By 2014, in addition to its 210 franchise stores, SFPL’s group of businesses (which primarily consisted of Monginis products along with the Winkies and Bauli brands of products) had developed more than 160,000 retail outlets with 400 distributors in eastern India. Of these, 17,000 were in Kolkata. These retail outlets were mainly mom-and-pop stores that also sold several other food categories. These outlets were a common distribution mechanism for Mio Amore and its competitors. SFPL delivered products to its retail store twice daily, at seven- to eight-hour intervals, and accepted the return of unsold items without imposing penalties on the store franchisees. This approach ensured that the stores always sold fresh-quality products and the retail franchise did not incur penalties, which contrasted the conventional processes followed by competitors who typically discouraged stock returns and penalized franchisees by deducting from their commissions. However, SFPL closely monitored store-wise returns and rationalized future order quantities to minimize wastage accordingly. Compared with its competitors, SFPL offered a 5 per cent lower margin to its franchisees, and unlike its competitors, supplied packing material for free (see Exhibit 4). During the initial years, MFPL supplied SFPL with the recipes and skilled employees from its Mumbai operations. As SFPL gained experience in bakery products and better understood the tastes and preferences of local customers, the company started developing its own product mixes for singara, patties, and rolls to suit the local palate. This product mix became so popular that regional film songs started featuring them. Monginis had become a part of the Bengali lifestyle. SFPL kept its product mix in such a way that its products were affordable to lower- and middle-income buyers. See Exhibit 5 for a price list of comparable items sold by different outlets in the city.

Response of the Franchisees

After the name was finalized, retail franchisee store owners were apprehensive about their sales, as the brand they had been selling for almost 20 years would change overnight. Some owners asked, “What if our income goes down?” Basu understood their concerns were genuine but was confident the new brand would work, saying, “I told them we will protect your income, month to month whatever you had in the previous year. If your commissions fall short, we will pay. That ended the apprehensions of the owners and they were happy.”

Response of the Consumers

Consumers were initially apprehensive, believing that a foreign company had taken over Monginis. Sales slowly grew by approximately 2.5 per cent without any price increase. Customer perceptions of the brand change revealed that the change was welcome, but many expressed higher expectations from Mio Amore.23Like its competitors, Mio Amore operated on wafer-thin margins. Thus, a 3–4 per cent growth in business made a big difference. Basu said, “It was better to stay grounded so that there were more people together and there was no fear of being docked off from the top” (see Exhibits 6, 7, 8, and 9).
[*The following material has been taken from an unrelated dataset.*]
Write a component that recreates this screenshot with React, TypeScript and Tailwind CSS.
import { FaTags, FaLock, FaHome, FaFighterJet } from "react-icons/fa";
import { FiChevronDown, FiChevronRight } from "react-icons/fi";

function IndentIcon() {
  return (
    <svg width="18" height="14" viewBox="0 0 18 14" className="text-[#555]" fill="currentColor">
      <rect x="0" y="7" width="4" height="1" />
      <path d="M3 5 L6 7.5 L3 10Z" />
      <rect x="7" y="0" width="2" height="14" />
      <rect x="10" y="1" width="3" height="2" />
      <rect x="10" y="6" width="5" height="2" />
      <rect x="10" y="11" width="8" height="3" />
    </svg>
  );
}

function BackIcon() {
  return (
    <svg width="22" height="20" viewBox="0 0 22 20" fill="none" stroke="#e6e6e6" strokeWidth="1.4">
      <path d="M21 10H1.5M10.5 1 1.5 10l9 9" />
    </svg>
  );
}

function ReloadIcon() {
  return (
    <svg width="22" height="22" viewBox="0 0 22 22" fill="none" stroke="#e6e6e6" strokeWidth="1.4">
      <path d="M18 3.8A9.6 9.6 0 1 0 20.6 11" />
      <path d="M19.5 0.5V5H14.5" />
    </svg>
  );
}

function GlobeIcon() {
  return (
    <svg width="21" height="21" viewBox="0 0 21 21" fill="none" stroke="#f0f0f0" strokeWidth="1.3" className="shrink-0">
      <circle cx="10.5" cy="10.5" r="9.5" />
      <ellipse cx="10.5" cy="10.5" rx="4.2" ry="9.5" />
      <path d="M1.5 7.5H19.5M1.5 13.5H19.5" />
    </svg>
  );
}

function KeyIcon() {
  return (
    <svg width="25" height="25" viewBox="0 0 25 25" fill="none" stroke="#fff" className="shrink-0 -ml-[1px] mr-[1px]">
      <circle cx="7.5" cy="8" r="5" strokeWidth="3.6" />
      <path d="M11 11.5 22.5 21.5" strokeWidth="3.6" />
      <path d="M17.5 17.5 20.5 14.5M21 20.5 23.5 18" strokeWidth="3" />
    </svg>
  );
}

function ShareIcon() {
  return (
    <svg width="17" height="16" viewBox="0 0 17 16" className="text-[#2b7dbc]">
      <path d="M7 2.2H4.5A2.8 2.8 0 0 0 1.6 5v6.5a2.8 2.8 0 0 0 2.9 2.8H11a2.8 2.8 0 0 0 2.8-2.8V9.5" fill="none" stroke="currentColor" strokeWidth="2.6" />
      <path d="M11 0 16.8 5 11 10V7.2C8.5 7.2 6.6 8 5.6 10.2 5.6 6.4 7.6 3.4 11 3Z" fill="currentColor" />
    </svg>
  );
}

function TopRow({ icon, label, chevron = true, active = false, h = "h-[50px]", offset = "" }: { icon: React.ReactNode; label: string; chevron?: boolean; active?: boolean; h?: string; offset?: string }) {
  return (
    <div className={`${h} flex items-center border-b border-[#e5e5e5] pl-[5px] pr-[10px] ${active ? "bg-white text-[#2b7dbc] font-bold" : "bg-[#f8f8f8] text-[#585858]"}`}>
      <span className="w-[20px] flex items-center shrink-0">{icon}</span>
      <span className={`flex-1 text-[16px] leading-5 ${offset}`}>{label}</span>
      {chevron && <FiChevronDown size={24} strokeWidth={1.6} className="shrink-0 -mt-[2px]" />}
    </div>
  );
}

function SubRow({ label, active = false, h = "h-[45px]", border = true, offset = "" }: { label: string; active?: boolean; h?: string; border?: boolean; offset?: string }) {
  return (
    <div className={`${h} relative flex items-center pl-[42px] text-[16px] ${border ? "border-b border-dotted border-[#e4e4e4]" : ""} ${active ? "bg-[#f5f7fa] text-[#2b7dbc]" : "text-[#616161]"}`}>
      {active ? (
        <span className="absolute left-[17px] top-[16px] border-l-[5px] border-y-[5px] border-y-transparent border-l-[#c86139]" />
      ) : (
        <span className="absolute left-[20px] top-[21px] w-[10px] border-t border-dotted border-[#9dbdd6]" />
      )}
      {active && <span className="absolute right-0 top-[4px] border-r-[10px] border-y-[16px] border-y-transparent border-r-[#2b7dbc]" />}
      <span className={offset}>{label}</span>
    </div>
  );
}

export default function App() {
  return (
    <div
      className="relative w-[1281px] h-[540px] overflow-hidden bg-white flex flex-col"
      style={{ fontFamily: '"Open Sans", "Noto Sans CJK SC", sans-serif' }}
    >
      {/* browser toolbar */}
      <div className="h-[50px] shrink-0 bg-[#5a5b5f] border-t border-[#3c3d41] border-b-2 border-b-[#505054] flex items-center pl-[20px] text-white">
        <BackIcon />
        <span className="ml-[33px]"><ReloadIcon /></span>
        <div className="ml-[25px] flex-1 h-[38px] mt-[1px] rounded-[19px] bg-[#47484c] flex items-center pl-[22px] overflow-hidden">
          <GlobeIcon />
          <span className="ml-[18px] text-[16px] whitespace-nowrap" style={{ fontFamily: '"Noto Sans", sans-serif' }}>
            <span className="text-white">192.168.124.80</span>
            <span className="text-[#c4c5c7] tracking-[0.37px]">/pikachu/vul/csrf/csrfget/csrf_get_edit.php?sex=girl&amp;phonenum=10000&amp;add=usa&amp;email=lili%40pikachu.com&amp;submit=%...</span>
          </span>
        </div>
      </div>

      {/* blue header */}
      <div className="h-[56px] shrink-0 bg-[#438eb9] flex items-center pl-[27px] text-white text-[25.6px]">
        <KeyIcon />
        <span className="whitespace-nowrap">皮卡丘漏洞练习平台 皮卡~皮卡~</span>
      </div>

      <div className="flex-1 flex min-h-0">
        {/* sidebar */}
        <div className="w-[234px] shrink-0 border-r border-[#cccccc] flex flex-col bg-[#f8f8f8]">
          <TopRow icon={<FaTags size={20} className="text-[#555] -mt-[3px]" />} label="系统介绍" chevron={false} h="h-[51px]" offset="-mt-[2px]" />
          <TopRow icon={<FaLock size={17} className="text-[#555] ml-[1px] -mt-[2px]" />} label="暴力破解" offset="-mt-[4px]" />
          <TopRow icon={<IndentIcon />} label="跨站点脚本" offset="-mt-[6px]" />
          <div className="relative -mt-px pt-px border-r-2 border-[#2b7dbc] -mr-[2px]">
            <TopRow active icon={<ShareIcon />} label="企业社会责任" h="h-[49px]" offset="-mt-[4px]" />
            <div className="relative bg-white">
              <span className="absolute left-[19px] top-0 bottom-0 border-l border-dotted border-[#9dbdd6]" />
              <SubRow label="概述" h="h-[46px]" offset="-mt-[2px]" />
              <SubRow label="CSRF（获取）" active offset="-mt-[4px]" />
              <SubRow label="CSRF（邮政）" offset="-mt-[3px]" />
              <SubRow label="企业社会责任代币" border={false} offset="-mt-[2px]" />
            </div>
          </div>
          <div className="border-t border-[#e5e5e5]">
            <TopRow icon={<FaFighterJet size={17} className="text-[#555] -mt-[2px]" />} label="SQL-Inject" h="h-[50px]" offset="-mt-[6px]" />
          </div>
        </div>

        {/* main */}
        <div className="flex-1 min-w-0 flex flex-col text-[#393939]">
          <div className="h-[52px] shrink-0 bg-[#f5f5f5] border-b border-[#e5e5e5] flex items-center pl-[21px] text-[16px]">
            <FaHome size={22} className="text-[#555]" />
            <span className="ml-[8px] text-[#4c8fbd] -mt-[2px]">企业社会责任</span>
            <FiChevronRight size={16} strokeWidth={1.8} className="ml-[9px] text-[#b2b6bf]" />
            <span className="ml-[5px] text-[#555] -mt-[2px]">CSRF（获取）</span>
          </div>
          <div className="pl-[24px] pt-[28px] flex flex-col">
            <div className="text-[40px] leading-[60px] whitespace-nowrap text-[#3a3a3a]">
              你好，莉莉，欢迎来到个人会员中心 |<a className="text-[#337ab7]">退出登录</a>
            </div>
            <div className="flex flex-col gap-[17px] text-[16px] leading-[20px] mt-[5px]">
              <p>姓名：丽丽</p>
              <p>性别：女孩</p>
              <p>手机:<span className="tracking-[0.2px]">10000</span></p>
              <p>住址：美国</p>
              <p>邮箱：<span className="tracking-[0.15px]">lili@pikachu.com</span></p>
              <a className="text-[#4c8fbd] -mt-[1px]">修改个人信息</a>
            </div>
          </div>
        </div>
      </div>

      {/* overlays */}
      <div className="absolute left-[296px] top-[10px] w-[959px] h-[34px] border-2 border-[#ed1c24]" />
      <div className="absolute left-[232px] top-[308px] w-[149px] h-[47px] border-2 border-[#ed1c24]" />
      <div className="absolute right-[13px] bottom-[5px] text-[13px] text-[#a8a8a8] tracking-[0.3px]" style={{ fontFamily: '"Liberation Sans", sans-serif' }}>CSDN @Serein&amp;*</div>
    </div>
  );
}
After four years, Monginis re-entered West Bengal. Ganguram, a city-based Bengali sweets and confectionery chain, had become West Bengal’s master franchisee for manufacturing and retailing Monginis bakery products in the state. About re-entering eastern India, and especially Kolkata, Zoher Khorakiwala, chairman and managing director of Monginis, said, “We plan to open 60 shops under the franchise model over the next two months here in the city. The target will be to have 100 by the end of this fiscal [year; 2019–20].” As soon as it relaunched, Basu kept track of Monginis’s performance. People were enthusiastic about Monginis and soon, its revenue was close to what Mio Amore stores were making in similar localities. There was considerable press coverage of the return of Monginis. Basu was not surprised, as people in West Bengal were curious about any new product, trying it as soon as they could. In the first phase, Monginis expanded within the city. Then, the company planned to enter the suburbs and non-metros of West Bengal. The company also planned to increase its portfolio by adding chocolates and other savouries. Bakery products, cakes, and quick snacking items were to continue as they had been before Monginis left Kolkata. At the time Monginis exited, West Bengal accounted for nearly ₹1 billion of its revenue, which was a substantial portion of its turnover. The revenue of Monginis during that time was more than ₹4.5 billion (with nearly 25 per cent from operations in Egypt). An article quoted Khorakiwala: “The brand still has a good recall here, despite not being present for years. We do find some dedicated customers. We hope to create a buzz with the re-launch,” Zoher said. Compared with Mumbai, where the average sale per store varies between ₹10,000 and ₹50,000 daily, Kolkata should, in the initial days, give the company average sales of ₹10,000 to ₹20,000 a day. “The challenge is to ensure a 5 per cent year-on-year growth in sales for the same store, as competition heats up. This is something we are working on,” he said. For the financial year 2019-20, the company had targeted a 15–20 per cent growth in turnover.

Monginis’s prices were initially aggressive and almost at par with Mio Amore and two other competitors in the same segment, Kathleen Confectioners and The Sugarr & Spice. Basu thought Monginis had probably decided to grab market share as soon as possible by attempting to reach every Bengali’s home.


The Sun Tzu quote caught Basu’s eye again. “How do we prepare ourselves?” Basu wondered. SFPL had invested a considerable amount in technology upgrading. It had reduced overall costs for the company and had increased intangible values for the customers. But was it adequate to fight such a strong competitor? Basu had doubts. Mio Amore had a strong head start in the West Bengal market. Its consumer base was strong and had been reasonably loyal, so far. But would they maintain their loyalty? He wondered what strategy he should use to fight this competition. Another Sun Tzu quotation on his desk caught his eye: “If you know the enemy and know yourself, you need not fear the result of a hundred battles.